Revolutionary Aqua Shoe Glove
by, July 24th, 2011 at 12:41 PM (3223 Views)
Yesterday, Bill White and Mark Scholl, their cups overrunning with sweat and hubris, arrived at the Y tennis courts at the generally agreed upon time of 8 a.m. for what I had hoped would be a Super Men's Best of 11 Set Championship match against the indomitable Irishman, John Delaney, and myself, a superb but psychologically frail athletic specimen.
John and I arrived fashionably late at 8:45, which I am certain Bill and Mark believed was a strategic decision to tire them out via exposure to the pitiless Heat Dome that is currently slow-cooking us here in the Middle Atlantic States.

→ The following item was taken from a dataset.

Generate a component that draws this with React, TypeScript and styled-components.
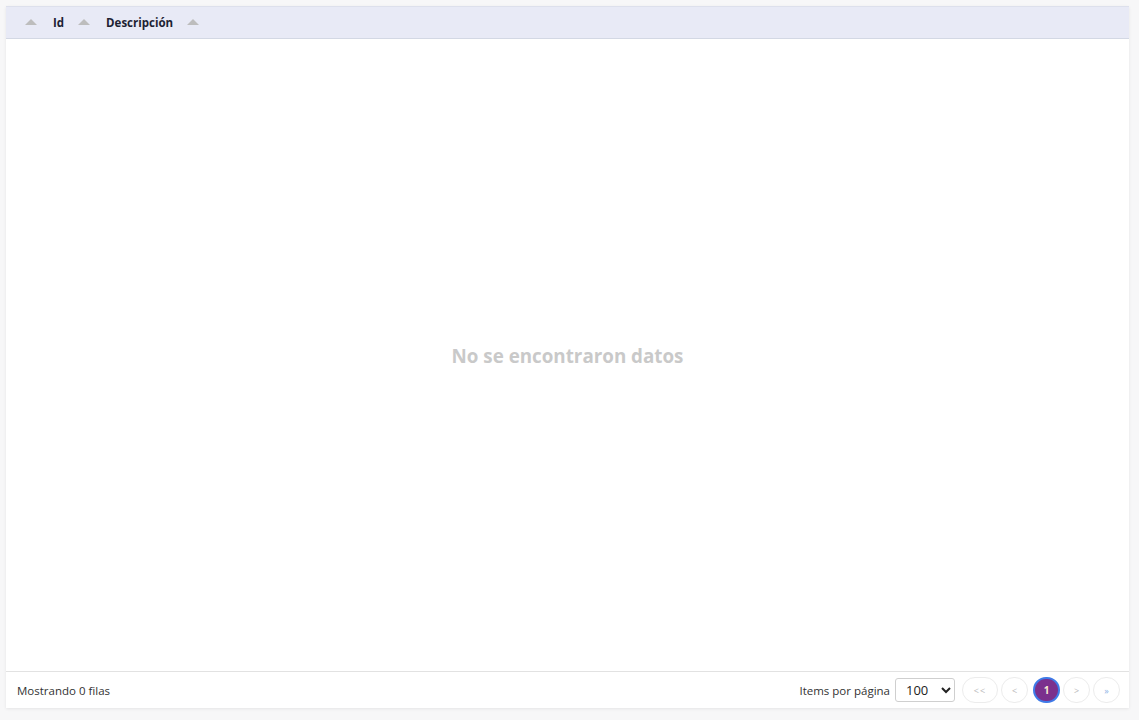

Actually, though it may have served this function, both John and I had arisen early to the pitter patter of rain drops and figured we should give it time for the courts to dry out. Mark and Bill, who live across the Ohio River, had experienced no such rain drops and didn't believe they existed.
But enough preamble.
The basic gist is that our nemeses were nicely warmed up, and they took the first two sets 6-3 and 6-1 respectively.
John and I both felt thoroughly beaten down. There is something about a drubbing that tires you out more than the actual activity itself. It is, I think, akin to the learned helplessness of domestic abuse victims.
But then something amazing happened in the third set.
The tide turned. We won 6-3. And in the fourth set we won 6-1--the score equivalent of a palindrome.
Though I argued the fifth set would not decide anything--we were, after all, playing the best of 11--no one else seemed to want to play that long. I suggested that if the match was still going at 5 p.m., we could call it, but again, no one but me intended to suffer the brain damage such would certainly wreak on the wetware of our fast desiccating neurons.
So the 5th set was to be the deciding one.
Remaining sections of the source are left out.